Luego tiré el mantel hacia arriba y volaron platos, floreros, cirios, hubo duchas de caldo gallego para casi todos los invitados y la pobre y anciana mujer de Cela se desmayó. Es lo único que sentí. Cela vino hacia mí y le dije:
—Cuidado, porque voy a romperte la cabeza y no tienes otra.
Era ya de noche y me fui a dormir. Al día siguiente me fui al hotel Valparaíso que, por cierto, es estupendo.
Yo había ido a su casa porque me lo había pedido de rodillas aquí, en San Diego.
En definitiva, no fue nada. Yo, pasado el incidente, no le tengo inquina y supongo que él tampoco. En todo caso, me da lo mismo».

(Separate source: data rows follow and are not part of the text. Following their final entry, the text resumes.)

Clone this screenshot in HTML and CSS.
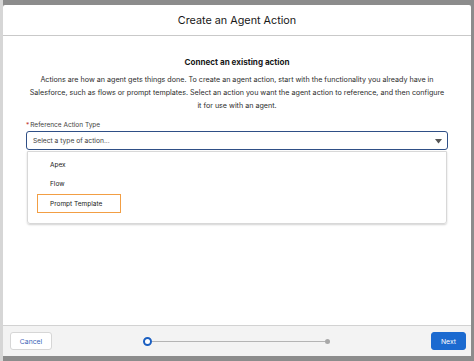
FILE: index.html
```html
<!DOCTYPE html>
<html>
<head>
<meta charset="utf-8">
<link rel="stylesheet" href="styles.css">
</head>
<body>
<div class="backdrop">
  <div class="modal">
    <header class="modal-header">
      <h1 class="title">Create an Agent Action</h1>
    </header>
    <main class="modal-body">
      <h2 class="subtitle">Connect an existing action</h2>
      <p class="intro">Actions are how an agent gets things done. To create an agent action, start with the functionality you already have in Salesforce, such as flows or prompt templates. Select an action you want the agent action to reference, and then configure it for use with an agent.</p>
      <div class="field">
        <label class="label"><span class="req">*</span>Reference Action Type</label>
        <div class="combo">
          <span class="placeholder">Select a type of action...</span>
          <svg class="caret" width="7" height="5" viewBox="0 0 7 5"><path d="M0 0 L7 0 L3.5 4.5 Z" fill="#555"/></svg>
        </div>
        <ul class="listbox">
          <li class="option">Apex</li>
          <li class="option">Flow</li>
          <li class="option highlighted">Prompt Template</li>
        </ul>
      </div>
    </main>
    <footer class="modal-footer">
      <button class="btn btn-neutral">Cancel</button>
      <div class="progress">
        <span class="step current"></span>
        <span class="track"></span>
        <span class="step"></span>
      </div>
      <button class="btn btn-brand">Next</button>
    </footer>
  </div>
</div>
</body>
</html>
```
FILE: styles.css
```css
* { box-sizing: border-box; }
html, body { margin: 0; padding: 0; }
body {
  width: 474px;
  height: 361px;
  overflow: hidden;
  font-family: "Inter", "Liberation Sans", Arial, sans-serif;
  color: #181818;
}
.backdrop {
  width: 474px;
  height: 361px;
  background: linear-gradient(to right, #d6d6d6 0, #d6d6d6 3px, #8c8c8c 3px);
  padding: 5px 3px 5px 3px;
  display: flex;
}
.modal {
  flex: 1;
  background: #fff;
  display: flex;
  flex-direction: column;
  border-radius: 2px 2px 0 0;
}
.modal-header {
  height: 31px;
  border-bottom: 1px solid #c9c9c9;
  display: flex;
  align-items: center;
  justify-content: center;
}
.title {
  margin: 0;
  font-size: 10.8px;
  font-weight: 400;
  color: #181818;
}
.modal-body {
  flex: 1;
  padding: 21px 23px 0 23px;
}
.subtitle {
  margin: 0;
  text-align: center;
  font-size: 8.1px;
  font-weight: 700;
  color: #181818;
}
.intro {
  margin: 6px 2px 0;
  text-align: center;
  font-size: 7.15px;
  line-height: 13px;
  color: #2b2b2b;
}
.field { margin-top: 9px; }
.label {
  display: block;
  font-size: 6.5px;
  color: #3e3e3c;
  margin-bottom: 2px;
}
.req { color: #c23934; margin-right: 1px; }
.combo {
  height: 19px;
  border: 1.5px solid #2f4f86;
  border-radius: 3px;
  display: flex;
  align-items: center;
  justify-content: space-between;
  padding: 0 5px 0 6px;
}
.placeholder { font-size: 6.7px; color: #3e3e3c; }
.caret { margin-top: 1px; }
.listbox {
  list-style: none;
  margin: 1px 1px 0;
  padding: 3px 0 2px;
  border: 1px solid #d8d8d8;
  border-radius: 0 0 3px 3px;
  box-shadow: 0 1px 2px rgba(0,0,0,0.18);
  height: 73px;
}
.option {
  font-size: 6.5px;
  color: #181818;
  height: 19.5px;
  display: flex;
  align-items: center;
  padding-left: 22px;
}
.option.highlighted {
  margin-left: 9px;
  padding-left: 12px;
  width: 84px;
  border: 1.5px solid #f29e44;
  height: 19px;
}
.modal-footer {
  height: 31px;
  background: #f3f3f3;
  border-top: 1px solid #d2d2d2;
  display: flex;
  align-items: center;
  padding: 0 5px 0 7px;
}
.btn {
  font-family: inherit;
  font-size: 6.8px;
  height: 18px;
  border-radius: 3px;
  padding: 0;
}
.btn-neutral {
  width: 42px;
  background: #fff;
  border: 1px solid #d6d6d6;
  color: #3a64b7;
}
.btn-brand {
  width: 35px;
  background: #1b6ad0;
  border: 1px solid #1b6ad0;
  color: #fff;
}
.progress {
  flex: 1;
  display: flex;
  align-items: center;
  margin: 0 101px 0 91px;
}
.step {
  width: 5px;
  height: 5px;
  border-radius: 50%;
  background: #a8a8a8;
  flex: none;
}
.step.current {
  width: 9px;
  height: 9px;
  background: #fff;
  border: 2px solid #1b5fc1;
}
.track {
  flex: 1;
  height: 1px;
  background: #b4b4b4;
}
```
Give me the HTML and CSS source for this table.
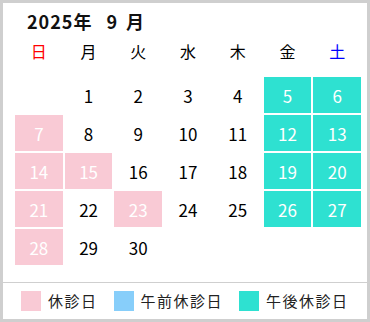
FILE: index.html
```html
<!DOCTYPE html>
<html lang="ja">
<head>
<meta charset="utf-8">
<link rel="stylesheet" href="styles.css">
</head>
<body>
<div class="cal">
  <div class="main">
    <div class="title"><span>2025年</span><span class="mon">9</span><span class="mon-k">月</span></div>
    <div class="week">
      <div class="sun">日</div><div>月</div><div>火</div><div>水</div><div>木</div><div>金</div><div class="sat">土</div>
    </div>
    <div class="days">
      <div></div><div>1</div><div>2</div><div>3</div><div>4</div><div class="pm">5</div><div class="pm">6</div>
      <div class="off">7</div><div>8</div><div>9</div><div>10</div><div>11</div><div class="pm">12</div><div class="pm">13</div>
      <div class="off">14</div><div class="off">15</div><div>16</div><div>17</div><div>18</div><div class="pm">19</div><div class="pm">20</div>
      <div class="off">21</div><div>22</div><div class="off">23</div><div>24</div><div>25</div><div class="pm">26</div><div class="pm">27</div>
      <div class="off">28</div><div>29</div><div>30</div><div></div><div></div><div></div><div></div>
    </div>
  </div>
  <div class="legend">
    <div class="item"><span class="sw sw-off"></span><span class="lbl">休診日</span></div>
    <div class="item"><span class="sw sw-am"></span><span class="lbl">午前休診日</span></div>
    <div class="item"><span class="sw sw-pm"></span><span class="lbl">午後休診日</span></div>
  </div>
</div>
</body>
</html>
```

FILE: styles.css
```css
html, body {
  margin: 0;
  padding: 0;
  background: #fff;
}
body {
  font-family: "Noto Sans CJK JP", "Noto Sans", sans-serif;
  color: #000;
}
.cal {
  width: 370px;
  height: 322px;
  box-sizing: border-box;
  border: 3px solid #cfcfcf;
  display: flex;
  flex-direction: column;
}
.main {
  height: 279px;
  padding-left: 12px;
  box-sizing: border-box;
}
.title {
  margin-top: 8px;
  padding-left: 12px;
  height: 20px;
  line-height: 20px;
  font-size: 18px;
  font-weight: bold;
  letter-spacing: 1px;
  color: #111;
}
.title .mon {
  margin-left: 14px;
}
.title .mon-k {
  margin-left: 8px;
}
.week {
  display: grid;
  grid-template-columns: repeat(7, 1fr);
  column-gap: 2px;
  width: 346px;
  margin-top: 6px;
  height: 28px;
  line-height: 28px;
  font-size: 16px;
  text-align: center;
  margin-bottom: 12px;
}
.week .sun { color: #ff0000; }
.week .sat { color: #0000ff; }
.days {
  display: grid;
  grid-template-columns: repeat(7, 1fr);
  grid-auto-rows: 36px;
  gap: 2px;
  width: 346px;
  font-size: 17px;
  text-align: center;
}
.days > div {
  display: flex;
  align-items: center;
  justify-content: center;
}
.days .off {
  background: #f9cad5;
  color: #fff;
}
.days .pm {
  background: #2ee1d1;
  color: #fff;
}
.legend {
  border-top: 1px solid #cfcfcf;
  flex: 1;
  display: flex;
  align-items: center;
  gap: 16px;
  padding-left: 18px;
}
.item {
  display: flex;
  align-items: center;
  gap: 7px;
}
.sw {
  width: 20px;
  height: 20px;
  display: block;
}
.sw-off { background: #f9cad5; }
.sw-am { background: #87cefa; }
.sw-pm { background: #2ee1d1; }
.lbl {
  font-size: 15px;
  letter-spacing: 1.5px;
  color: #222;
  line-height: 20px;
}
```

Pero la inquina, pese a negarla Sender, fue mutua, y de aquel incidente, cuidadosamente programado, haría uso Camilo José Cela para boicotear cualquier acercamiento de Sender a un premio, el Nobel, al que Cela aspiraba ya entonces y que podía retrasarse o no llegarle nunca si otro escritor de origen español se alzaba con el mismo. Su labor de zapa fue tan exitosa que no solo consiguió que la Academia Española de la Lengua denegara su apoyo a la candidatura de Sender sino que, por fin, en 1989, Camilo José Cela —renombrado escritor, censor puntilloso al servicio del fascismo, experto en expeler ventosidades y en absorber por vía anal varios litros de agua— fue galardonado con el premio Nobel de Literatura.